--- START OF Available data ---

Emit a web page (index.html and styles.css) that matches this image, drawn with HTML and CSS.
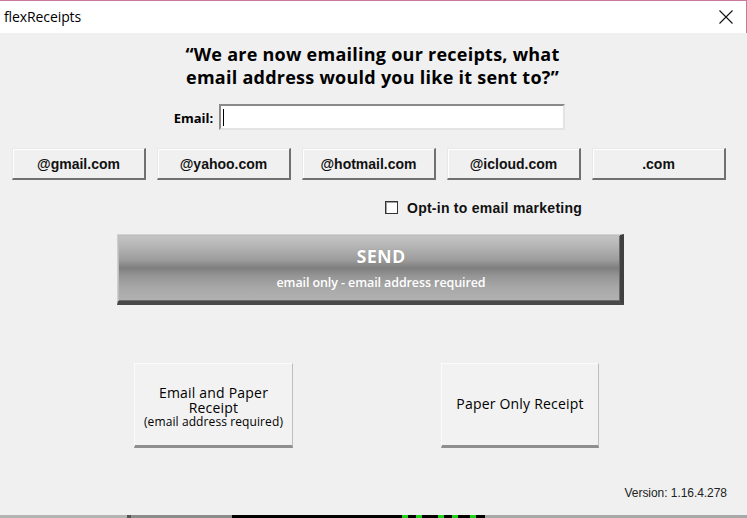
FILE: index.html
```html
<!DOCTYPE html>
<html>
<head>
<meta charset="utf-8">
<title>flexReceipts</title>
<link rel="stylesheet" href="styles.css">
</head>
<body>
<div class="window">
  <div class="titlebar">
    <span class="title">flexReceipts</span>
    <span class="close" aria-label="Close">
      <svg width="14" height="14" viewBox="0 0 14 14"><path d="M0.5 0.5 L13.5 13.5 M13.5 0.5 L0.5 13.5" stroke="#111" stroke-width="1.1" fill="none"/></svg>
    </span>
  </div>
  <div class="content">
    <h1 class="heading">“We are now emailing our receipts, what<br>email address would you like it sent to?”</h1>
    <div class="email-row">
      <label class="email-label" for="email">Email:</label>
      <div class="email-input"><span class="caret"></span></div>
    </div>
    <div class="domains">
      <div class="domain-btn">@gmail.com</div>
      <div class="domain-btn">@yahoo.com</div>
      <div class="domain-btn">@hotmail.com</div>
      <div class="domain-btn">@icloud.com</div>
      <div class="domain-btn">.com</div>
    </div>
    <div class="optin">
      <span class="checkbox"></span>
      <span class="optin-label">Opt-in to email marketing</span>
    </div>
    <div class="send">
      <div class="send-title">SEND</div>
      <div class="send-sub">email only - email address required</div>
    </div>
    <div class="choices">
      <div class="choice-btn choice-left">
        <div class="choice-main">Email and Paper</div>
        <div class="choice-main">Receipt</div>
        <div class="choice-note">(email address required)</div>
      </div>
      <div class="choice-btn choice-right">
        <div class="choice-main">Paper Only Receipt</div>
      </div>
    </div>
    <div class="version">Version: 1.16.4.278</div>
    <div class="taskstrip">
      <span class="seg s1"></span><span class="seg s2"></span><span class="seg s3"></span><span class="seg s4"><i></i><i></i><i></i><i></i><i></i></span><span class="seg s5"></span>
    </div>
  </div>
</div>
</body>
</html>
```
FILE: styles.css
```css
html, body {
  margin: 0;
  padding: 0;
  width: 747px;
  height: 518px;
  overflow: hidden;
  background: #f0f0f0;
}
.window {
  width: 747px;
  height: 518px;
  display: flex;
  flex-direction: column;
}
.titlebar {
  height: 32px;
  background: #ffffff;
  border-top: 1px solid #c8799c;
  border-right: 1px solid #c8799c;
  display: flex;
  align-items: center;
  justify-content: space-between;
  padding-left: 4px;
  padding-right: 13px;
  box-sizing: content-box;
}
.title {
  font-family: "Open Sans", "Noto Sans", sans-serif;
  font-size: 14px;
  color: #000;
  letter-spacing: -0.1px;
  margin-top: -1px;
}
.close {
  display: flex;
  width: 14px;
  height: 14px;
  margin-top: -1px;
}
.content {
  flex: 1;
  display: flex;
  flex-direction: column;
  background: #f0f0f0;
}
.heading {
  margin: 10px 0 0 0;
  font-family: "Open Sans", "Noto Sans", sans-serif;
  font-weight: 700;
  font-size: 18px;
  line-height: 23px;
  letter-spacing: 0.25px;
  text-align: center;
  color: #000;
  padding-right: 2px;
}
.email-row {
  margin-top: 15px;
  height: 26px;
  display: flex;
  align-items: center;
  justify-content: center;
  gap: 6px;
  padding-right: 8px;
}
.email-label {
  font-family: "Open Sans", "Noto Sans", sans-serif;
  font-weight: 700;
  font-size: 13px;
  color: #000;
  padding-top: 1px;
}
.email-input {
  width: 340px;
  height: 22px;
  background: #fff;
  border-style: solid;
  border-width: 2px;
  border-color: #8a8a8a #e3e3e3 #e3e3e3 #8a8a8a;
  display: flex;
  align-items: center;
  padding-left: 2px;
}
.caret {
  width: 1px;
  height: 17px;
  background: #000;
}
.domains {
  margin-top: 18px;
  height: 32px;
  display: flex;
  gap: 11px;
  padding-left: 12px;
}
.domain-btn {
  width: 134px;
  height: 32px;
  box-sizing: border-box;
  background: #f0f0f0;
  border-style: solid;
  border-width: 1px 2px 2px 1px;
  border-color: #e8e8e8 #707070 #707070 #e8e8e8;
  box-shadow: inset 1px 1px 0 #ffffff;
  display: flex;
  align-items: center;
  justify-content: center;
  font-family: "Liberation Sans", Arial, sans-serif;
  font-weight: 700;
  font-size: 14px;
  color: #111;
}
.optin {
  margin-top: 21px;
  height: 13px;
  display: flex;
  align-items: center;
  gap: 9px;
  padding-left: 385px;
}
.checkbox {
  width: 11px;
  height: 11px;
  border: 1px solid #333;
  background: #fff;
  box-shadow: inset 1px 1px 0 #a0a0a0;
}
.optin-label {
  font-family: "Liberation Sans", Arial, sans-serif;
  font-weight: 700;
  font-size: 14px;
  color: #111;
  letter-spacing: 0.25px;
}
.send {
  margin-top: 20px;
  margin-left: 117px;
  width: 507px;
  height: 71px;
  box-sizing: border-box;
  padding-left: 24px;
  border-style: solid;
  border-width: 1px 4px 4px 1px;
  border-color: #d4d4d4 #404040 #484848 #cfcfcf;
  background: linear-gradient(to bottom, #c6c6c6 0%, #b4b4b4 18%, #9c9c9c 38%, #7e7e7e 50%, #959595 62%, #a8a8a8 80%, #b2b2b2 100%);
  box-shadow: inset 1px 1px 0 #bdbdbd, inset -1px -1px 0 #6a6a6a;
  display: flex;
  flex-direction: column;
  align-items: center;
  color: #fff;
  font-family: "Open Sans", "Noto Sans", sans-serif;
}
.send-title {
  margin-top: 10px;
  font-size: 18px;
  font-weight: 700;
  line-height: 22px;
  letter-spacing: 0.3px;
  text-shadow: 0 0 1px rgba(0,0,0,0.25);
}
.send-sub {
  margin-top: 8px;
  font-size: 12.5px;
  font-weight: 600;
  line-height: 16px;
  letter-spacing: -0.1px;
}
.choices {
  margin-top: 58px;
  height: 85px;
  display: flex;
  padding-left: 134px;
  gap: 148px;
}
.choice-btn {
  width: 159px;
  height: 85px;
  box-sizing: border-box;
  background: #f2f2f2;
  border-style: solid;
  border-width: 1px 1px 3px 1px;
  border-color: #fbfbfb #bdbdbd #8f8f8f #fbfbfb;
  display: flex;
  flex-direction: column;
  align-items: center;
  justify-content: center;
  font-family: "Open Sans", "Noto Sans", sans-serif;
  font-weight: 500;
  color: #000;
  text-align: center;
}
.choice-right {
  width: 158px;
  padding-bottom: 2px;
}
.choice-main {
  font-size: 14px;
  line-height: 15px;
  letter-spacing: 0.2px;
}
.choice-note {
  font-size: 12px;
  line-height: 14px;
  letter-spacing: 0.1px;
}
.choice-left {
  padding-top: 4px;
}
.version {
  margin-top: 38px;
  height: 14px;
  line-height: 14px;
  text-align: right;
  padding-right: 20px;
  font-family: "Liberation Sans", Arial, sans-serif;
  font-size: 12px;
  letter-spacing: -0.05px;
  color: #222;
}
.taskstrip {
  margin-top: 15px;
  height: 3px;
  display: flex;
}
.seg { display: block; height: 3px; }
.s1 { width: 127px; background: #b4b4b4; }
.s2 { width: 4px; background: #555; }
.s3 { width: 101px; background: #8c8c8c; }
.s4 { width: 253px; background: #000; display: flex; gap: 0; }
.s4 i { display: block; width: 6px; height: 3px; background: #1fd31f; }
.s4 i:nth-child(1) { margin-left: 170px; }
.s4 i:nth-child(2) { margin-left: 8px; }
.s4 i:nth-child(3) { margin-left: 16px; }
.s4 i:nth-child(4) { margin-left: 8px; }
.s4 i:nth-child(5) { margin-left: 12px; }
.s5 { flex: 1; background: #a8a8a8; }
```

--- END OF Available data ---
--- START OF Available data ---

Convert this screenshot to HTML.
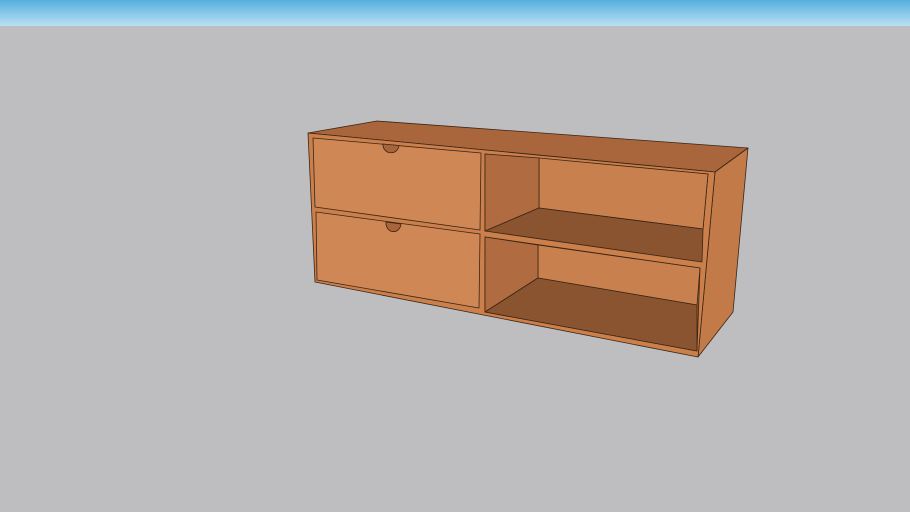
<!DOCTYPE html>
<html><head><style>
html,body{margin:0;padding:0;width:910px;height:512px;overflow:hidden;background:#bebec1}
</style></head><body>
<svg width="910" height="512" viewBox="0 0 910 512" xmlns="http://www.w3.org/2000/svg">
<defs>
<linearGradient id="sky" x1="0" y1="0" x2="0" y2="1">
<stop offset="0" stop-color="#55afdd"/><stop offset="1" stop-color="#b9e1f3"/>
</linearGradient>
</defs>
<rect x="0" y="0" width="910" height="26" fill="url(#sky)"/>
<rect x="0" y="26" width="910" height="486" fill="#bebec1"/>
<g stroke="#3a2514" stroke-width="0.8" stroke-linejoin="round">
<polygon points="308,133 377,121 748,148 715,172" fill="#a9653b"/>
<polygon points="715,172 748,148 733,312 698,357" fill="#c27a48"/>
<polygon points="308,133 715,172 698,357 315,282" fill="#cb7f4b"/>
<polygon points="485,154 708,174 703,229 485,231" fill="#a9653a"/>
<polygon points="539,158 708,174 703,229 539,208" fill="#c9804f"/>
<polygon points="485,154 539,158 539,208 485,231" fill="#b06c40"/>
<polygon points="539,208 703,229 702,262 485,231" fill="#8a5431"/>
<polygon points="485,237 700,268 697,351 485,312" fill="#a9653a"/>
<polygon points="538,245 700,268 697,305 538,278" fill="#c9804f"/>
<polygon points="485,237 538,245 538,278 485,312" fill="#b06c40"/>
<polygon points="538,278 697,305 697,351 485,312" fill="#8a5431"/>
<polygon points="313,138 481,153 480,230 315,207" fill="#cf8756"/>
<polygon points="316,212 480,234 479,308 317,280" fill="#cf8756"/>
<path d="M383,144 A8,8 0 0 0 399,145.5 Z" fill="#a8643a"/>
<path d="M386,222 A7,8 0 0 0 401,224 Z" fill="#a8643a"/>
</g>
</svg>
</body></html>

--- END OF Available data ---

Take each line of the material that contains the word "this" and list it.

## Written reply
Emit a web page (index.html and styles.css) that matches this image, drawn with HTML and CSS.
Convert this screenshot to HTML.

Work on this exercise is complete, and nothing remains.